Monday, June 27, 2016

Jan Collard RIP

I went to a funeral today. Or rather I stood outside the church, with many others, while the service was conducted because there was no room inside. 

It was for a woman I barely knew. Her name was Jan Collard and I'd only got to know her slightly over the last few years through Zac's and the work we were both doing to help pregnant women and families in need but she made enough of an impact on me for me to want to go along to show respect for who she was.

For many years she worked with homeless agencies and while most people do their work and go home Jan took her work home with her - literally. Her car boot and the car itself were often filled with goods she'd collected for this family or that individual.

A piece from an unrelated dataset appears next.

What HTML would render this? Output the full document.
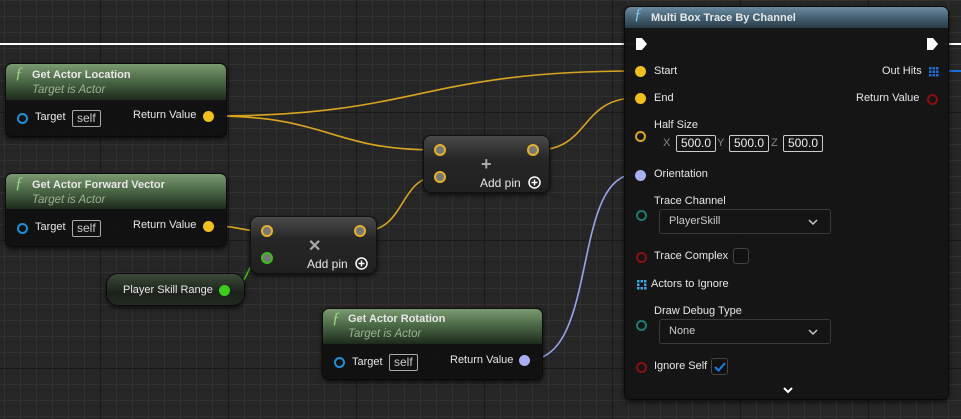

Her death is a loss not only to the very many people she helped in one way or another but to the whole city of Swansea. We mourn the loss of a heart so big it couldn't be restrained by regulations, negativity or a can't-do attitude. Her practical love encompassed every race and faith and, at this time when much racist and bigoted abuse is being bandied about, the way she lived her life shows us an alternative way of thinking and acting.

Her death won't make the front page of the local newspaper but that doesn't mean that the gap she leaves behind won't be significant.

I pray her husband and family, friends and community, will find comfort in the knowledge that she was loved and will be missed by many.

Sunday, June 26, 2016

Two things I'm not going to talk about ...

The referendum result and the Wales in New Zealand rugby tour. Okay? Clear?

But apart from that I've had a good week, beginning with an excellent training day with Beyond the Streets in Southampton followed by a visit from Leslie from Canada. 

On Friday, reeling from the referendum result (I said I wasn't going to talk about that) I took Leslie to Tenby calling in at Laugharne on the way home.

Yummy crab salad at Oceans harbour front bistro in Tenby before Leslie took Husband and me out to Castellamare in the evening as it was our 34th anniversary.



The view from Dylan Thomas' writing shed.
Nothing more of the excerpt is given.